EXERCISE: Sift the material for lines containing "React", and return them.

RAW DATA:
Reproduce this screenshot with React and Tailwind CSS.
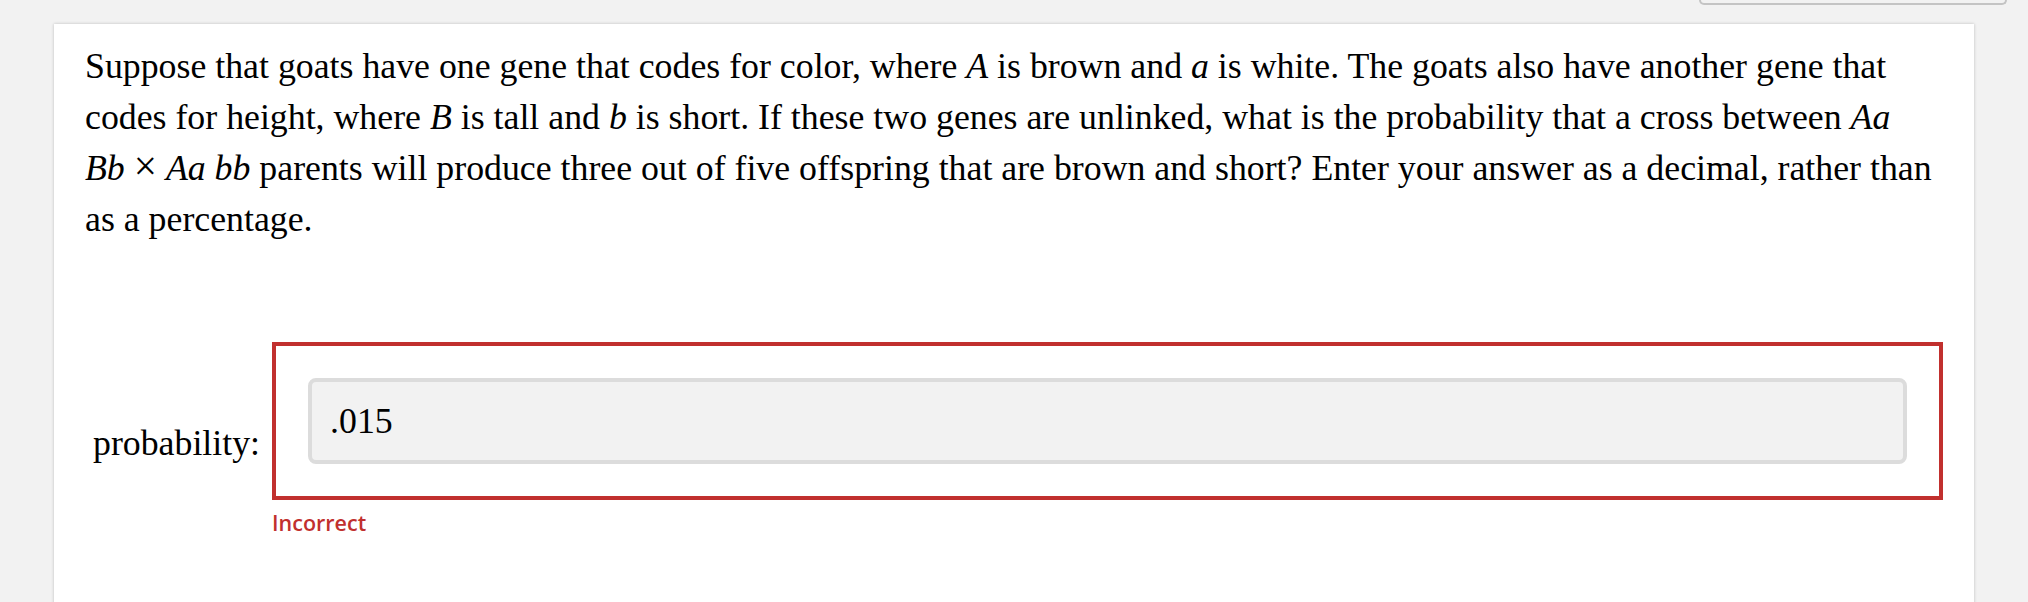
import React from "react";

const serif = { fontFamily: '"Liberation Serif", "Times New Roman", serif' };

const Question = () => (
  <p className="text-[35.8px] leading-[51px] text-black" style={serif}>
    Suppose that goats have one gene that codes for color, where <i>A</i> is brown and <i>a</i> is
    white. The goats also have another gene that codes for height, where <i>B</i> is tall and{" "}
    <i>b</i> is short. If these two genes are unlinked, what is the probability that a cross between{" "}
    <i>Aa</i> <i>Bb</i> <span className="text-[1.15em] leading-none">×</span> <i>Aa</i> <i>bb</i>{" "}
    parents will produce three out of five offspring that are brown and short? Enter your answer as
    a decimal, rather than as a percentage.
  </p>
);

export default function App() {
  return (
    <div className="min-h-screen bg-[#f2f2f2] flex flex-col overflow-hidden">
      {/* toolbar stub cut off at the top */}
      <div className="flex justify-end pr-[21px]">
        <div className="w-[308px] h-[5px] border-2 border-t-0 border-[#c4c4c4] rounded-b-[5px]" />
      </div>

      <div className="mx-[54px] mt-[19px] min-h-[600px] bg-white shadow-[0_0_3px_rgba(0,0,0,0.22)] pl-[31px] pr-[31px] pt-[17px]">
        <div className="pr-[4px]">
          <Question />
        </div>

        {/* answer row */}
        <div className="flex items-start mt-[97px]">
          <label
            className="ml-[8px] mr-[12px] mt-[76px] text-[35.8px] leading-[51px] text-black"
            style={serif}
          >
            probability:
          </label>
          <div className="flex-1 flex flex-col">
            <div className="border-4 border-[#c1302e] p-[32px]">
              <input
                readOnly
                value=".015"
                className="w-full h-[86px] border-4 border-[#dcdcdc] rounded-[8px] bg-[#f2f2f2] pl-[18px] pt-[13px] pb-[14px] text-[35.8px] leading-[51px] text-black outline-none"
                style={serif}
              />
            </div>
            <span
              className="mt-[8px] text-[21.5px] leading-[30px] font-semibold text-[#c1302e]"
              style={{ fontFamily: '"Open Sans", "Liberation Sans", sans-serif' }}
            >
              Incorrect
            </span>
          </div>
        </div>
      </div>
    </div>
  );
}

REPLY:
Reproduce this screenshot with React and Tailwind CSS.
import React from "react";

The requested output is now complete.